Over 90% of the stuff we currently have in space is useless trash with less than 10% being operational/useful.
THE Earth has a greedy love and holds us close with its gravity. It takes a great deal of power to escape the planet’s grasp. The escape velocity or the speed necessary to escape the pull of gravity from Earth is 11.2 km per second, or 40,320 km an hour, more than 32 times the speed of sound. It is not easy to achieve these speeds. In fact no spacecraft really tries. At such high speeds the thick atmosphere close to the ground would heat a spacecraft to such high temperatures that it would be destroyed. Instead most spacecraft are launched into sub-orbital flight between 200 to 2,000 km up, and then accelerated out of the atmosphere.
It takes a lot of power to accelerate spacecraft to such speeds and to such heights, and this is done through a series of stages, between two to five, in which progressive parts of the space vehicle are discarded as the fuel within them is used up. For example India’s latest spacecraft, whose first stage was tested in December 2014, was the Geosynchronous Satellite Launch Vehicle Mark III (GSLV Mk III). It lifts off with two S200 booster rockets. These booster rockets burn solid fuel: a mix of ammonium perchlorate, aluminium and hydroxyl-terminated polybutadiene. The rockets take merely two minutes to burn up more than 400 tons of fuel between them. Then the two Vikas engines kick in, burning a mix of unsymmetrical dimethylhydrazine propellant and dinitrogen tetroxide. The last stage is a CE20 engine which burns liquid hydrogen and liquid oxygen.
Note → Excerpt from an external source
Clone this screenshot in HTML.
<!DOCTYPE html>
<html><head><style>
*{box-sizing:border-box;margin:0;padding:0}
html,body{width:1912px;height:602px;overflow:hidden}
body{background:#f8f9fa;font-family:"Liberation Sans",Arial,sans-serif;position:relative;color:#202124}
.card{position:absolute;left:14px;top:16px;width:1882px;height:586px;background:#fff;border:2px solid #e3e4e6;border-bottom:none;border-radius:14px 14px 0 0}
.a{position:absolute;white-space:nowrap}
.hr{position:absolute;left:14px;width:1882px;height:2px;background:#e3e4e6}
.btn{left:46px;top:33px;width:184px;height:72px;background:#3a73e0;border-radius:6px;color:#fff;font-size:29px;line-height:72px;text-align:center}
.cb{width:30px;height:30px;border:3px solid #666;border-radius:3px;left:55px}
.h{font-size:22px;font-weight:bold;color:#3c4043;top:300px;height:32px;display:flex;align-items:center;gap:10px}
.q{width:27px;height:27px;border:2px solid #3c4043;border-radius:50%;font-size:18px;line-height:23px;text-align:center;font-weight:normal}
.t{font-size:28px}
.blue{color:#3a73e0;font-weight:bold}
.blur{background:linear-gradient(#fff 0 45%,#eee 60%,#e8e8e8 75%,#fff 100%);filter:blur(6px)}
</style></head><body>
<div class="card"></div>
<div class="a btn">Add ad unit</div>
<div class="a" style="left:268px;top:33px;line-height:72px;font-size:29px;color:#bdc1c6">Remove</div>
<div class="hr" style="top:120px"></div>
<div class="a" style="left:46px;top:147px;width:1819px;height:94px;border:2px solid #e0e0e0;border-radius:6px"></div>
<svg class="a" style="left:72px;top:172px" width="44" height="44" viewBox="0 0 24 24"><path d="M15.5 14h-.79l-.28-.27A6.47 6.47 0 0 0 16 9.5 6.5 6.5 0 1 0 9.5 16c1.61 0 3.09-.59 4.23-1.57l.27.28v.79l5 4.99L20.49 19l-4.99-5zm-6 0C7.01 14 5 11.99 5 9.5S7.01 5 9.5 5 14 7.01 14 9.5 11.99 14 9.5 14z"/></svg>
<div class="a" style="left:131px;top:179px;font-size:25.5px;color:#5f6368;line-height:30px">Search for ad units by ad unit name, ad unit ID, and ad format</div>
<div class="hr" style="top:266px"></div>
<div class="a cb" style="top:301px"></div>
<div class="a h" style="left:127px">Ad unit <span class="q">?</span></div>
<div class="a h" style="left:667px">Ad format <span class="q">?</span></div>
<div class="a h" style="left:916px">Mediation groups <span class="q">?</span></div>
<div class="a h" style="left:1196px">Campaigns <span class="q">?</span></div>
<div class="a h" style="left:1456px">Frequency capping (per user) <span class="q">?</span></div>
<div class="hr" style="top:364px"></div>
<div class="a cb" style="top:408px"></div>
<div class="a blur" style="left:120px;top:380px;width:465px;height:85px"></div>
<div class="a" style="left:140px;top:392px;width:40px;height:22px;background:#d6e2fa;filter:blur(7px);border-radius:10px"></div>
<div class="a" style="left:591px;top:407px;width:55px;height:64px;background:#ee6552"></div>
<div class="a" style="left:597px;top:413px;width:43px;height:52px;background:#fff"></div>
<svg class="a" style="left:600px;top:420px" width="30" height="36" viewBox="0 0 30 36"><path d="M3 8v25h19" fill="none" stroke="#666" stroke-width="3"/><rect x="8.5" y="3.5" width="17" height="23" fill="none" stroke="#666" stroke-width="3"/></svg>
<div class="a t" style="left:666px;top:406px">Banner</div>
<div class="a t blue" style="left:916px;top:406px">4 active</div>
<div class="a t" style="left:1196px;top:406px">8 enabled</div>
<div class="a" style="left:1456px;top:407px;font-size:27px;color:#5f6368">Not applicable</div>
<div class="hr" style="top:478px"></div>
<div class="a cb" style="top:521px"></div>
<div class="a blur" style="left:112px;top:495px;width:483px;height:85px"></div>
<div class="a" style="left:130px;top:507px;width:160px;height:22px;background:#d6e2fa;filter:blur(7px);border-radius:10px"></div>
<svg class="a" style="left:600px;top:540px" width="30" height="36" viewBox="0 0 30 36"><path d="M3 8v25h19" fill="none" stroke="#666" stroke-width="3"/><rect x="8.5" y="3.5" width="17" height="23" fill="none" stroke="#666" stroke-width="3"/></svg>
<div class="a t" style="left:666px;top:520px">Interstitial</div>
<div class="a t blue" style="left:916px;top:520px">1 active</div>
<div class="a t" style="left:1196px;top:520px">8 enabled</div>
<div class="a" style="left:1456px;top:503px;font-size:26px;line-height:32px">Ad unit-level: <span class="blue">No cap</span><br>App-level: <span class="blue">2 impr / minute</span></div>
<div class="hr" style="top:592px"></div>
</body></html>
Most of the discarded stages of this fall back to the Earth mainly into the ocean, from which many of them are recovered, and some are reused but some of these are only discarded when the spacecraft have left the pull of earth’s gravity. These join the half a million or so pieces of debris already floating around. These are largely natural debris, little pieces of rock and particles from destroyed meteors little more than a centimetre across. Nevertheless, the tug of gravity pulls them around the Earth at speeds of about 28,000 km an hour. At such speeds even such tiny particles can do great damage. There are about 20,000 or so pieces of debris, especially those of manmade origin that are about ten centimetres in diameter. These pose serious risks, and a number of agencies have dedicated programmes focussed on monitoring these alone, and calculating how to avoid them in case they damage satellites or spacecraft. Since 1993 the lead coordinating agency between countries has been the Inter-Agency Space Debris Coordination Committee which conducts annual meetings to compare the latest research on “measurements, modelling, protection and mitigation”.
As more and more satellites are launched into orbit for a wide variety of work from telecommunications, to navigation, to weather monitoring, humans continue to add to this debris around the earth. There is no real way to clean it up either. We cannot merely blow it up. In fact when the Chinese government tested its anti-satellite weapon, destroying an old satellite in space in 2007, it added more than 3,000 pieces of debris to the ones already floating around. One option was the use of reusable spacecraft, of which the Space Shuttle was the most famous. Unfortunately the Space Shuttle programme was one of the most expensive space programmes, costing an estimated $1 billion per launch. Single use, multi stage rockets have remained much cheaper, and remain the primary means of propulsion for spacecraft.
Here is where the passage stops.